Thursday, November 07, 2013

JFK Still Dead, Baby Boomers Still Self-Absorbed

Kennedy assassination nostalgia reveals the deeply engrained generational arrogance of the baby boomers. After 50 years, let’s hope the fever is breaking.

If there’s one November tradition less digestible and more shart-inducing than Thanksgiving dinner (sorry, Mom!), it’s the seasonal and ritualized fixation over the assassination and broad legacy of John F. Kennedy.

JFK
An American family gathers around a TV, which displays John F. Kennedy's face, to watch the debate between Kennedy & Richard Nixon during the presidential election. (Time Life Pictures/Getty)
Each fall since November 22, 1963, regular programming is pre-empted and whole rainforests are clear-cut to bring us books filled with the latest minor (and often delusional) variations on who killed Kennedy and why; the supposedly transformative effect of the “Camelot” years on contemporary geo-politics and, more plausibly, the hat-wearing habits of the American male; and counterfactuals about just how awesome—or awful—JFK’s second term would have been.
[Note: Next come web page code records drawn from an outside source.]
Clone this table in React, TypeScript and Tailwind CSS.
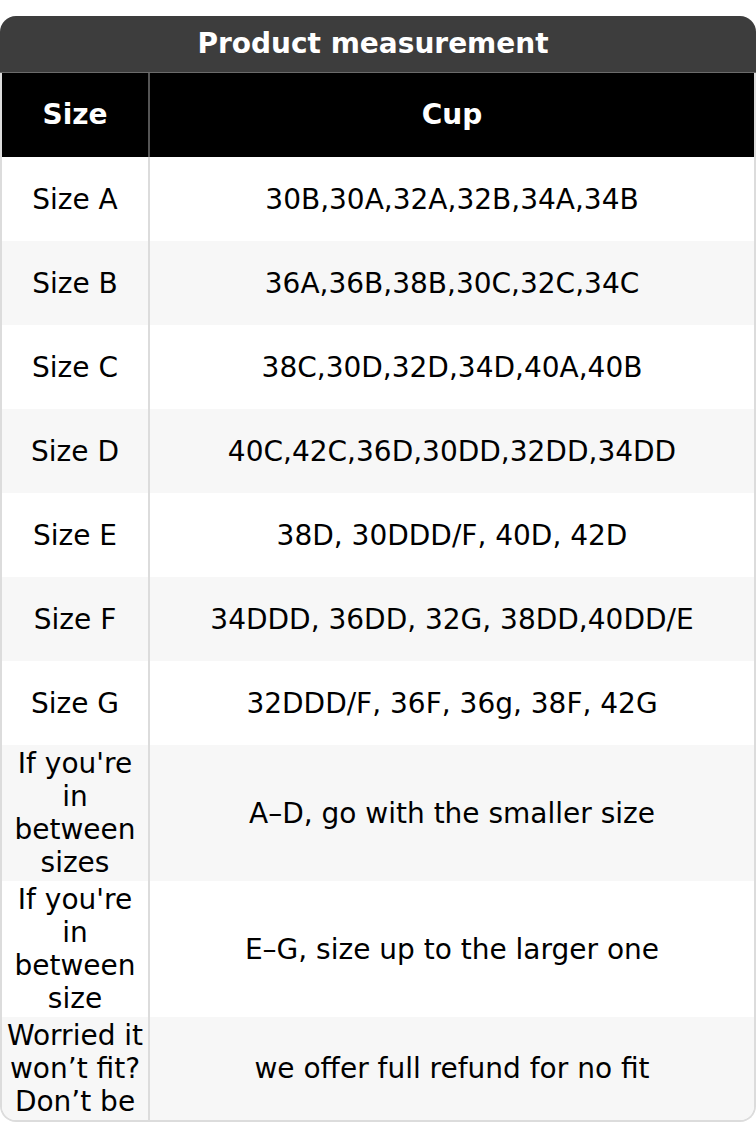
const rows: [string, string][] = [
  ["Size A", "30B,30A,32A,32B,34A,34B"],
  ["Size B", "36A,36B,38B,30C,32C,34C"],
  ["Size C", "38C,30D,32D,34D,40A,40B"],
  ["Size D", "40C,42C,36D,30DD,32DD,34DD"],
  ["Size E", "38D, 30DDD/F, 40D, 42D"],
  ["Size F", "34DDD, 36DD, 32G, 38DD,40DD/E"],
  ["Size G", "32DDD/F, 36F, 36g, 38F, 42G"],
  ["If you're in between sizes", "A\u2013D, go with the smaller size"],
  ["If you're in between size", "E\u2013G, size up to the larger one"],
  ["Worried it won\u2019t fit? Don\u2019t be", "we offer full refund for no fit"],
];

export default function App() {
  return (
    <div
      className="w-[756px] pt-4 bg-white text-black"
      style={{ fontFamily: '"DejaVu Sans", Verdana, sans-serif' }}
    >
      {/* title */}
      <div className="h-[57px] flex items-center justify-center pr-[10px] rounded-t-[16px] bg-[#3d3d3d] border-b border-[#6b6b6b]">
        <span className="text-[28px] font-bold text-white leading-none">Product measurement</span>
      </div>

      <div className="border-2 border-t-0 border-[#dcdcdc] rounded-b-[16px] overflow-hidden">
        {/* header */}
        <div className="grid grid-cols-[148px_1fr] h-[84px] bg-black text-white text-[28px] font-bold">
          <div className="flex items-center justify-center border-r-2 border-[#555]">Size</div>
          <div className="flex items-center justify-center">Cup</div>
        </div>

        {rows.map(([size, cup], i) => (
          <div
            key={i}
            className={`grid grid-cols-[148px_1fr] min-h-[84px] text-[28px] leading-[33px] ${
              i % 2 === 1 ? "bg-[#f7f7f7]" : "bg-white"
            }`}
          >
            <div className="flex items-center justify-center text-center py-[2px] border-r-2 border-[#dcdcdc]">
              {size}
            </div>
            <div className="flex items-center justify-center text-center py-[2px]">{cup}</div>
          </div>
        ))}
      </div>
    </div>
  );
}
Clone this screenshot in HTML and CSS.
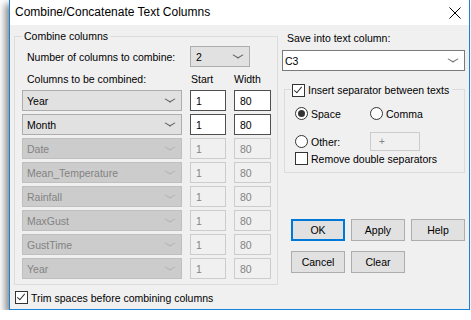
FILE: index.html
```html
<!DOCTYPE html>
<html lang="en">
<head>
    <meta charset="UTF-8">
    <title>Combine/Concatenate Text Columns</title>
    <link rel="stylesheet" href="styles.css">
</head>
<body>
    <div class="window">
        <div class="titlebar">
            <span class="title">Combine/Concatenate Text Columns</span>
            <svg class="close" width="12" height="12" viewBox="0 0 12 12"><path d="M0.5 0.5 L11.5 11.5 M11.5 0.5 L0.5 11.5" stroke="#000" stroke-width="1" fill="none"/></svg>
        </div>

        <div class="content">
            <!-- Left side -->
            <div class="left">
                <div class="group combine">
                    <span class="legend">Combine columns</span>
                    <div class="col-grid">
                        <div class="lbl">Number of columns to combine:</div>
                        <div class="combo num-combo"><span class="val">2</span><span class="chev"></span></div>

                        <div class="lbl head">Columns to be combined:</div>
                        <div class="head start">Start</div>
                        <div class="head">Width</div>

                        <div class="combo"><span class="val">Year</span><span class="chev"></span></div>
                        <div class="field">1</div>
                        <div class="field">80</div>

                        <div class="combo"><span class="val">Month</span><span class="chev"></span></div>
                        <div class="field">1</div>
                        <div class="field">80</div>

                        <div class="combo disabled"><span class="val">Date</span><span class="chev"></span></div>
                        <div class="field disabled">1</div>
                        <div class="field disabled">80</div>

                        <div class="combo disabled"><span class="val">Mean_Temperature</span><span class="chev"></span></div>
                        <div class="field disabled">1</div>
                        <div class="field disabled">80</div>

                        <div class="combo disabled"><span class="val">Rainfall</span><span class="chev"></span></div>
                        <div class="field disabled">1</div>
                        <div class="field disabled">80</div>

                        <div class="combo disabled"><span class="val">MaxGust</span><span class="chev"></span></div>
                        <div class="field disabled">1</div>
                        <div class="field disabled">80</div>

                        <div class="combo disabled"><span class="val">GustTime</span><span class="chev"></span></div>
                        <div class="field disabled">1</div>
                        <div class="field disabled">80</div>

                        <div class="combo disabled"><span class="val">Year</span><span class="chev"></span></div>
                        <div class="field disabled">1</div>
                        <div class="field disabled">80</div>
                    </div>
                </div>

                <div class="check-row trim">
                    <span class="checkbox checked"></span>
                    <span>Trim spaces before combining columns</span>
                </div>
            </div>

            <!-- Right side -->
            <div class="right">
                <div class="lbl save-lbl">Save into text column:</div>
                <div class="combo white"><span class="val">C3</span><span class="chev"></span></div>

                <div class="group separator">
                    <div class="legend check-row">
                        <span class="checkbox checked"></span>
                        <span>Insert separator between texts</span>
                    </div>
                    <div class="radio-grid">
                        <div class="radio-row"><span class="radio on"></span><span>Space</span></div>
                        <div class="radio-row"><span class="radio"></span><span>Comma</span></div>
                        <div class="radio-row"><span class="radio"></span><span>Other:</span></div>
                        <div class="field disabled other">+</div>
                    </div>
                    <div class="check-row remove">
                        <span class="checkbox"></span>
                        <span>Remove double separators</span>
                    </div>
                </div>

                <div class="buttons">
                    <button class="btn default">OK</button>
                    <button class="btn">Apply</button>
                    <button class="btn">Help</button>
                    <button class="btn">Cancel</button>
                    <button class="btn">Clear</button>
                </div>
            </div>
        </div>
    </div>
</body>
</html>
```

FILE: styles.css
```css
:root {
    --face: #f0f0f0;
    --btn-face: #e1e1e1;
    --btn-border: #adadad;
    --accent: #1883d7;
    --disabled-text: #838383;
}

body {
    margin: 0;
    background: #fff;
    font-family: "Liberation Sans", Arial, sans-serif;
    font-size: 10.5px;
    color: #000;
    white-space: nowrap;
}

/* Window frame */
.window {
    margin-left: 9px;
    width: 461px;
    height: 310px;
    box-sizing: border-box;
    border: 1px solid var(--accent);
    border-top: none;
    background: var(--face);
    box-shadow: -4px 4px 7px rgba(0, 0, 0, 0.45);
    display: flex;
    flex-direction: column;
}

.titlebar {
    height: 25px;
    background: #fff;
    display: flex;
    align-items: center;
    justify-content: space-between;
    padding: 0 8px 0 5px;
}

.title {
    font-size: 12px;
    padding-bottom: 1px;
}

.close {
    display: block;
}

.content {
    display: flex;
    gap: 4px;
    padding: 0 4px;
}

/* Group boxes */
.group {
    position: relative;
    border: 1px solid #dcdcdc;
}

.legend {
    position: absolute;
    top: -8px;
    left: 7px;
    background: var(--face);
    padding: 0 2px;
    line-height: 14px;
}

.left {
    width: 264px;
}

.combine {
    margin-top: 11px;
    padding: 9px 0 5px 7px;
}

.col-grid {
    display: grid;
    grid-template-columns: 160px 36px 37px;
    grid-template-rows: 21px 17px repeat(8, 21px);
    column-gap: 8px;
    row-gap: 3px;
}

.lbl {
    display: flex;
    align-items: center;
    padding-left: 5px;
}

.head {
    display: flex;
    align-items: center;
}

.head.start {
    padding-left: 1px;
}

/* Combo boxes */
.combo {
    display: flex;
    align-items: center;
    box-sizing: border-box;
    height: 21px;
    background: var(--btn-face);
    border: 1px solid var(--btn-border);
    padding: 0 5px 0 4px;
}

.combo .val {
    flex: 1;
}

.chev {
    flex-shrink: 0;
    width: 5px;
    height: 5px;
    border-right: 1px solid #606060;
    border-bottom: 1px solid #606060;
    transform: scale(1.3, 0.8) rotate(45deg);
    margin: 0 3px 3px 0;
}

.num-combo {
    grid-column: 2 / 4;
    width: 60px;
    padding-left: 5px;
}

.combo.disabled {
    background: #cccccc;
    border-color: #bfbfbf;
    color: var(--disabled-text);
}

.combo.disabled .chev {
    border-color: #b4b4b4;
}

.combo.white {
    background: #fff;
    border-color: #7a7a7a;
    margin-top: 5px;
    padding-left: 2px;
}

.combo.white .chev {
    border-color: #707070;
}

/* Text fields */
.field {
    box-sizing: border-box;
    height: 21px;
    background: #fff;
    border: 1px solid #4f4f4f;
    padding-left: 5px;
    display: flex;
    align-items: center;
}

.field.disabled {
    background: var(--face);
    border-color: #cccccc;
    color: var(--disabled-text);
}

/* Checkboxes and radios */
.check-row {
    display: flex;
    align-items: center;
    gap: 3px;
}

.checkbox {
    flex-shrink: 0;
    width: 13px;
    height: 13px;
    box-sizing: border-box;
    background: #fff;
    border: 1px solid #333;
    position: relative;
}

.checkbox.checked::after {
    content: "";
    position: absolute;
    left: 3px;
    top: 0px;
    width: 3px;
    height: 7px;
    border-right: 1px solid #333;
    border-bottom: 1px solid #333;
    transform: rotate(40deg);
}

.trim {
    margin-top: 6px;
    padding-left: 1px;
}

.right {
    width: 183px;
}

.save-lbl {
    margin-top: 6px;
    line-height: 14px;
}

.separator {
    margin: 18px 0 0 2px;
    padding: 14px 0 7px 10px;
}

.separator .legend {
    top: -7px;
    left: 6px;
    padding: 0 3px 0 1px;
}

.radio-grid {
    display: grid;
    grid-template-columns: 75px 50px;
    grid-auto-rows: 19px;
    row-gap: 9px;
}

.radio-row {
    display: flex;
    align-items: center;
    gap: 3px;
}

.radio {
    flex-shrink: 0;
    width: 13px;
    height: 13px;
    box-sizing: border-box;
    border: 1px solid #333;
    border-radius: 50%;
    background: #fff;
    display: flex;
    align-items: center;
    justify-content: center;
}

.radio.on::after {
    content: "";
    width: 7px;
    height: 7px;
    border-radius: 50%;
    background: #333;
}

.field.other {
    height: 19px;
    padding-left: 8px;
    font-size: 10px;
}

.remove {
    margin-top: 1px;
}

/* Buttons */
.buttons {
    margin: 46px 0 0 9px;
    display: grid;
    grid-template-columns: repeat(3, 54px);
    grid-auto-rows: 22px;
    column-gap: 6px;
    row-gap: 10px;
}

.btn {
    margin: 0;
    padding: 0;
    font: inherit;
    color: #000;
    background: var(--btn-face);
    border: 1px solid var(--btn-border);
}

.btn.default {
    border: 2px solid #0078d7;
}
```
Whatever emotional immediacy, contemporary relevance, and news value this all once inarguably possessed, can we now admit that the topic has grown thinner than the post-1963 resume of Kennedy impersonator Vaughn Meader? It now lives on mostly as a sort of repetition-compulsion disorder through which the baby boom generation (born between 1946 and 1964) seeks to preserve its stultifying cultural hegemony even as it slowly—finally!—begins to exit the stage of American life on a fleet of taxpayer-funded Rascal Scooters. (Full disclosure: As someone born in 1963, I am at the very tail end of the baby boom.)
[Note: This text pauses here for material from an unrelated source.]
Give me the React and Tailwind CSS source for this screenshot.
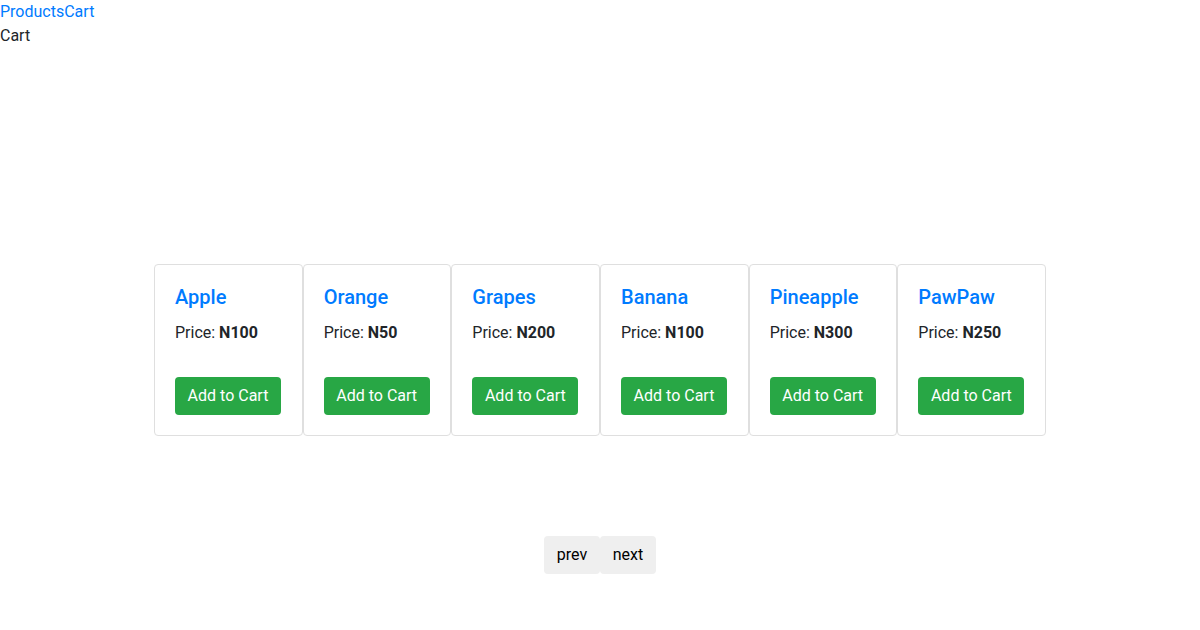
const products = [
  { name: "Apple", price: 100 },
  { name: "Orange", price: 50 },
  { name: "Grapes", price: 200 },
  { name: "Banana", price: 100 },
  { name: "Pineapple", price: 300 },
  { name: "PawPaw", price: 250 },
];

const ProductCard = ({ product }) => (
  <div className="border border-[#dfdfdf] rounded-[4px] bg-white p-5">
    <h5 className="text-[20px] leading-[24px] font-medium text-[#007bff] mb-3">{product.name}</h5>
    <p className="text-base leading-6 text-[#212529] mb-8">
      Price: <b className="font-bold">N{product.price}</b>
    </p>
    <button className="h-[38px] w-[106px] rounded-[4px] bg-[#28a745] text-white text-base leading-6">
      Add to Cart
    </button>
  </div>
);

export default function App() {
  return (
    <div className="min-h-[630px] bg-white text-[#212529] font-['Roboto',sans-serif]">
      <nav className="text-base leading-6">
        <div>
          <a href="#" className="text-[#007bff]">Products</a>
          <a href="#" className="text-[#007bff]">Cart</a>
        </div>
        <div>Cart</div>
      </nav>

      <div className="mt-[216px] flex justify-center">
        <div className="w-[892px] grid grid-cols-6">
          {products.map((p) => (
            <ProductCard key={p.name} product={p} />
          ))}
        </div>
      </div>

      <div className="mt-[100px] flex justify-center">
        <button className="h-[38px] w-[56px] rounded-[4px] bg-[#efefef] text-black text-base">prev</button>
        <button className="h-[38px] w-[56px] rounded-[4px] bg-[#efefef] text-black text-base">next</button>
      </div>
    </div>
  );
}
Among the three-dozen-plus books published in this, the 50th year after the assassination, are two volumes titled November 22, 1963, one devoted to the 39-hour life of Patrick Kennedy, and Jesse Ventura’s They Killed Our President: 63 Reasons to Believe There Was a Conspiracy to Assassinate JFK. (What is it that Barack Obama’s former preacher, Jeremiah Wright, likes to say?: “God bless America? God damn America!”)

There are new novels about the event; a fully enjoyable, if equally unpersuasive, “case against LBJ” as murderer-in-chief; and a breathless expose by prominent Obama-birther Jerome Corsi promising “stunning new revelations about the JFK assassination” (to help readers avoid his books and concisely signal the crazy, Corsi graciously affixes Ph.D. to his byline).